Между прочим, действительно, в эпоху Берии начиналась линия официального антисемитизма, к счастью, быстро прекращенная.
Мишка устроил нам сеанс своего кинематографа: ленты, снятые им во время пребывания в Москве и Ленинграде. [1980]
От Каплана принес 7-й том «Вопросов космогонии».[1981] Он очень интересен, и эти вопросы, лишенные практического интереса, разрабатываются у нас с большим подъемом, широтой, пониманием. Мне особенно приятно, что в числе авторов я нахожу всех моих аспирантов по Астрофизическому институту. Ныне они — профессора, директора обсерваторий.[1982]

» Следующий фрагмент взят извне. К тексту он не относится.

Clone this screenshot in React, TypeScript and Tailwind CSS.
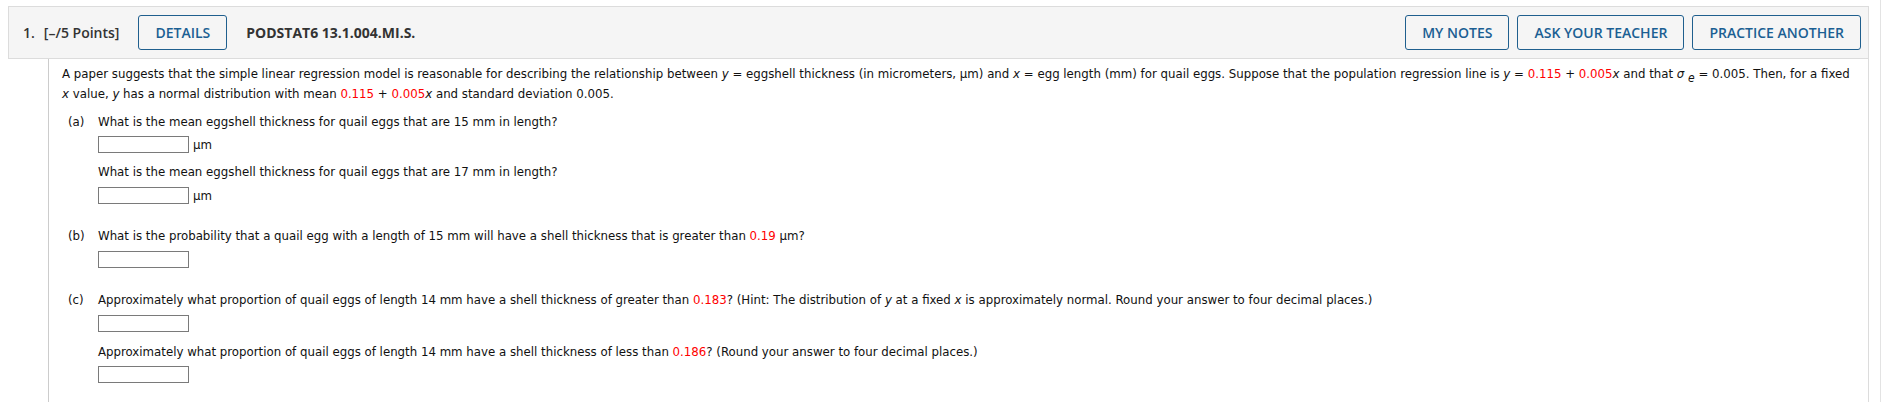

Снова у Каплана, специально — за последним томом Шекспира,[1983] с которым я никак не могу встретиться. Получил его, наконец, и восхитился: к тому прибавлено несколько десятков иллюстраций к пьесам, все — зарисовки или фото с театральных постановок, начиная с семнадцатого века, и в исполнении знаменитейших актеров. И там я нашел самого себя на крыше римского дома — в постановке Художественного театра «Юлий Цезарь» в 1903 году, если не ошибаюсь. О, моя роль была совершенно незначительной: «римский гражданин № 14», без речей, студент- статист. Был я и сенатором, где-то сзади. Длилось, конечно, недолго, но запомнилось, было занятно.[1984]